Question

Continuity of a Composite Function In Exercises $$67-72$$ discuss the continuity of the composite function $$h(x)=f(g(x))$$$$\begin{array}{l}{f(x)=\frac{1}{x-6}} \\ {g(x)=x^{2}+5}\end{array}$$

Answer

**step1 Identify the functions and define the composite function**

First, we identify the given functions $$f(x)$$ and $$g(x)$$. Then, we substitute the expression for $$g(x)$$ into $$f(x)$$ to form the composite function $$h(x) = f(g(x))$$.

$$f(x)=\frac{1}{x-6}$$

$$g(x)=x^{2}+5$$

Now, we substitute $$g(x)$$ into $$f(x)$$. Everywhere we see $$x$$ in $$f(x)$$, we replace it with $$g(x)$$.

$$h(x) = f(g(x)) = f(x^2+5)$$

$$h(x) = \frac{1}{(x^2+5)-6}$$

Simplify the denominator to get the final expression for the composite function:

$$h(x) = \frac{1}{x^2-1}$$

**step2 Determine where the composite function is undefined**

A rational function, which is a fraction where the numerator and denominator are expressions involving $$x$$, is continuous everywhere except at points where its denominator is zero.

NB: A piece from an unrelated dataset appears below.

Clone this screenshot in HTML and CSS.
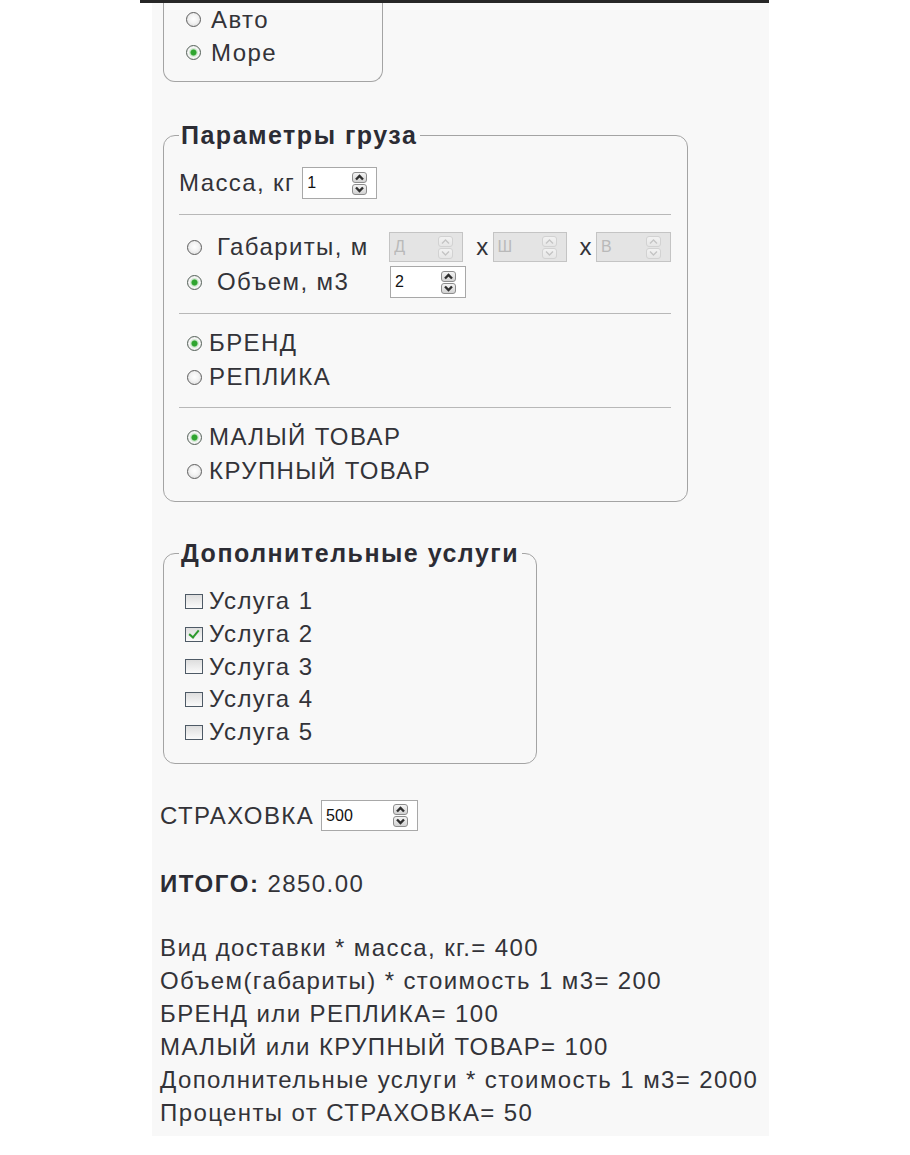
FILE: index.html
```html
<!DOCTYPE html>
<html lang="ru">
<head>
<meta charset="utf-8">
<title>Калькулятор доставки</title>
<link rel="stylesheet" href="styles.css">
</head>
<body>
<div class="frame">
  <div class="page">
    <fieldset class="fs fs-delivery">
      <label class="opt"><input type="radio" name="delivery" class="rb"><span>Авто</span></label>
      <label class="opt"><input type="radio" name="delivery" class="rb" checked><span>Море</span></label>
    </fieldset>

    <fieldset class="fs fs-cargo">
      <legend>Параметры груза</legend>
      <div class="sec sec-mass">
        <label class="row">Масса, кг
          <span class="num w75"><input type="text" value="1"><span class="spin"><span class="sb"><svg viewBox="0 0 13 9"><polyline points="3,6.5 6.5,3 10,6.5"/></svg></span><span class="sb"><svg viewBox="0 0 13 9"><polyline points="3,2.5 6.5,6 10,2.5"/></svg></span></span></span>
        </label>
      </div>
      <hr>
      <div class="sec sec-dims">
        <div class="dim-row r1">
          <label class="opt dim-label"><input type="radio" name="vol" class="rb"><span>Габариты, м</span></label>
          <span class="num dis w74"><input type="text" placeholder="Д" disabled><span class="spin"><span class="sb"><svg viewBox="0 0 13 9"><polyline points="3,6.5 6.5,3 10,6.5"/></svg></span><span class="sb"><svg viewBox="0 0 13 9"><polyline points="3,2.5 6.5,6 10,2.5"/></svg></span></span></span>
          <span class="x">x</span>
          <span class="num dis w74"><input type="text" placeholder="Ш" disabled><span class="spin"><span class="sb"><svg viewBox="0 0 13 9"><polyline points="3,6.5 6.5,3 10,6.5"/></svg></span><span class="sb"><svg viewBox="0 0 13 9"><polyline points="3,2.5 6.5,6 10,2.5"/></svg></span></span></span>
          <span class="x">x</span>
          <span class="num dis w75"><input type="text" placeholder="В" disabled><span class="spin"><span class="sb"><svg viewBox="0 0 13 9"><polyline points="3,6.5 6.5,3 10,6.5"/></svg></span><span class="sb"><svg viewBox="0 0 13 9"><polyline points="3,2.5 6.5,6 10,2.5"/></svg></span></span></span>
        </div>
        <div class="dim-row r2">
          <label class="opt dim-label"><input type="radio" name="vol" class="rb" checked><span>Объем, м3</span></label>
          <span class="num w76"><input type="text" value="2"><span class="spin"><span class="sb"><svg viewBox="0 0 13 9"><polyline points="3,6.5 6.5,3 10,6.5"/></svg></span><span class="sb"><svg viewBox="0 0 13 9"><polyline points="3,2.5 6.5,6 10,2.5"/></svg></span></span></span>
        </div>
      </div>
      <hr>
      <div class="sec sec-opts">
        <label class="opt"><input type="radio" name="brand" class="rb" checked><span>БРЕНД</span></label>
        <label class="opt"><input type="radio" name="brand" class="rb"><span>РЕПЛИКА</span></label>
      </div>
      <hr>
      <div class="sec sec-opts last">
        <label class="opt"><input type="radio" name="size" class="rb" checked><span>МАЛЫЙ ТОВАР</span></label>
        <label class="opt"><input type="radio" name="size" class="rb"><span>КРУПНЫЙ ТОВАР</span></label>
      </div>
    </fieldset>

    <fieldset class="fs fs-services">
      <legend>Дополнительные услуги</legend>
      <div class="sec sec-svc">
        <label class="opt"><input type="checkbox" class="cb"><span>Услуга 1</span></label>
        <label class="opt"><input type="checkbox" class="cb" checked><span>Услуга 2</span></label>
        <label class="opt"><input type="checkbox" class="cb"><span>Услуга 3</span></label>
        <label class="opt"><input type="checkbox" class="cb"><span>Услуга 4</span></label>
        <label class="opt"><input type="checkbox" class="cb"><span>Услуга 5</span></label>
      </div>
    </fieldset>

    <label class="row insurance">СТРАХОВКА
      <span class="num w97"><input type="text" value="500"><span class="spin"><span class="sb"><svg viewBox="0 0 13 9"><polyline points="3,6.5 6.5,3 10,6.5"/></svg></span><span class="sb"><svg viewBox="0 0 13 9"><polyline points="3,2.5 6.5,6 10,2.5"/></svg></span></span></span>
    </label>

    <p class="total"><b>ИТОГО:</b> 2850.00</p>

    <div class="breakdown">
      <div>Вид доставки * масса, кг.= 400</div>
      <div>Объем(габариты) * стоимость 1 м3= 200</div>
      <div>БРЕНД или РЕПЛИКА= 100</div>
      <div>МАЛЫЙ или КРУПНЫЙ ТОВАР= 100</div>
      <div>Дополнительные услуги * стоимость 1 м3= 2000</div>
      <div>Проценты от СТРАХОВКА= 50</div>
    </div>
  </div>
</div>
</body>
</html>
```

FILE: styles.css
```css
* { box-sizing: border-box; }

body {
  margin: 0;
  background: #ffffff;
  font-family: "Liberation Sans", Arial, sans-serif;
  color: #333338;
}

.frame {
  margin-left: 140px;
  width: 629px;
  border-top: 3px solid #262626;
}

.page {
  margin-left: 12px;
  background: #f8f8f8;
  padding: 0 8px 7px 8px;
  font-size: 24px;
  letter-spacing: 1.4px;
}

/* fieldsets */
.fs {
  margin: 0 3px;
  padding: 0 16px 0 15px;
  border: 1px solid #a4a4a4;
  border-radius: 12px;
  min-width: 0;
}

.fs legend {
  font-weight: bold;
  font-size: 25px;
  letter-spacing: 1.5px;
  line-height: 28px;
  padding: 0 3px 0 2px;
  white-space: nowrap;
  color: #2c2c34;
}

.fs-delivery {
  width: 220px;
  border-top: 0;
  border-radius: 0 0 12px 12px;
  padding-bottom: 12px;
}

.fs-delivery .opt { height: 33px; gap: 10px; }
.fs-delivery .rb { margin-left: 7px; }

.fs-cargo { width: 525px; margin-top: 39px; }
.fs-services { width: 374px; margin-top: 37px; padding-right: 8px; }

hr {
  margin: 0;
  border: 0;
  border-top: 1px solid #b8b8b8;
}

.sec-mass { padding: 18px 0 15px; }
.sec-dims { padding: 17px 0 15px; display: flex; flex-direction: column; gap: 4px; }
.sec-opts { padding: 12px 0 13px; }
.sec-svc { padding: 18px 0 15px; }

/* rows & options */
.row {
  display: flex;
  align-items: center;
  gap: 7px;
}

.opt {
  display: flex;
  align-items: center;
  gap: 7px;
  height: 34px;
}

.sec-svc .opt { height: 32.7px; gap: 6px; }

.rb {
  appearance: none;
  -webkit-appearance: none;
  margin: 0 0 0 8px;
  width: 15px;
  height: 15px;
  flex: none;
  border: 1.5px solid #5e5e5e;
  border-radius: 50%;
  background: radial-gradient(circle at 50% 45%, #ffffff 0, #f3f3f3 45%, #d2d2d2 100%);
}

.rb:checked {
  border-color: #56625a;
  background: radial-gradient(circle, #2fa52f 0 2.6px, #bfe3bf 3.4px, #f6f6f6 5px, #d8d8d8 100%);
}

.cb {
  appearance: none;
  -webkit-appearance: none;
  margin: 0 0 0 6px;
  width: 18px;
  height: 15px;
  flex: none;
  border: 1.5px solid #4e5a66;
  background: linear-gradient(#dedede, #fafafa);
  display: grid;
  place-content: center;
}

.cb:checked::before {
  content: "";
  width: 4px;
  height: 8px;
  margin-top: -2px;
  border-right: 2px solid #2e9a2e;
  border-bottom: 2px solid #2e9a2e;
  transform: rotate(40deg);
}

/* dimensions */
.dim-row { display: flex; align-items: center; }
.dim-row.r1 { height: 30px; }
.dim-row.r2 { height: 32px; }
.dim-label { width: 211px; gap: 15px; height: auto; }
.x { margin: 0 3px 0 13px; }

/* number inputs with spinner */
.num {
  display: inline-flex;
  align-items: center;
  height: 32px;
  border: 1px solid #a8a8a8;
  background: #ffffff;
  padding-right: 9px;
  letter-spacing: 0;
}

.dim-row .num { height: 30px; }
.dim-row.r2 .num { height: 32px; }
.insurance .num { height: 31px; }

.w74 { width: 74px; }
.w75 { width: 75px; }
.w76 { width: 76px; }
.w97 { width: 97px; }

.num input {
  flex: 1;
  min-width: 0;
  border: 0;
  background: transparent;
  font-family: "Liberation Sans", Arial, sans-serif;
  font-size: 16px;
  color: #111;
  padding: 0 0 0 4px;
  outline: none;
}

.num input::placeholder { color: #b9b9b9; }

.spin {
  display: flex;
  flex-direction: column;
  gap: 1px;
  flex: none;
}

.sb {
  display: block;
  width: 15px;
  height: 11px;
  border: 1px solid #8d8d8d;
  border-radius: 3px;
  background: linear-gradient(#f4f4f4, #d2d2d2);
}

.sb svg {
  display: block;
  width: 13px;
  height: 9px;
}

.sb polyline {
  fill: none;
  stroke: #2f2f2f;
  stroke-width: 2.4;
}

.num.dis {
  background: #e4e4e4;
  border-color: #c4c4c4;
}

.num.dis .sb {
  border-color: #d2d2d2;
  background: linear-gradient(#f2f2f2, #e6e6e6);
}

.num.dis .sb polyline { stroke: #c4c4c4; stroke-width: 1.4; }

/* bottom */
.insurance { margin-top: 36px; height: 31px; }

.total {
  margin: 35.5px 0 0;
  line-height: 33px;
}

.total b { color: #2c2c34; letter-spacing: 1.6px; }

.breakdown {
  margin-top: 31px;
  line-height: 33px;
}
```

When the denominator is zero, the division is undefined, creating a "break" or "gap" in the function's graph. To find where $$h(x)$$ is not continuous, we must find the values of $$x$$ that make its denominator equal to zero.

$$x^2 - 1 = 0$$

**step3 Solve for the values of x that cause discontinuity**

To find the specific values of $$x$$ that make the denominator zero, we solve the equation from the previous step. These values represent the points where the function $$h(x)$$ is not continuous.

$$x^2 - 1 = 0$$

Add 1 to both sides of the equation:

$$x^2 = 1$$

Take the square root of both sides. Remember that there are two possible solutions, a positive and a negative root:

$$x = \pm\sqrt{1}$$

$$x = 1 \quad \text{or} \quad x = -1$$

These are the two points where the function is undefined and therefore discontinuous.

**step4 Discuss the continuity of the composite function**

The composite function $$h(x)$$ is undefined at $$x=1$$ and $$x=-1$$. At all other real numbers, the denominator is not zero, so the function is well-defined and its graph can be drawn without any breaks. Therefore, the function is continuous on all real numbers except these two points. We can express these intervals of continuity using interval notation.

\text{The function } h(x) \text{ is continuous on the intervals } (-\infty, -1), (-1, 1), \text{ and } (1, \infty).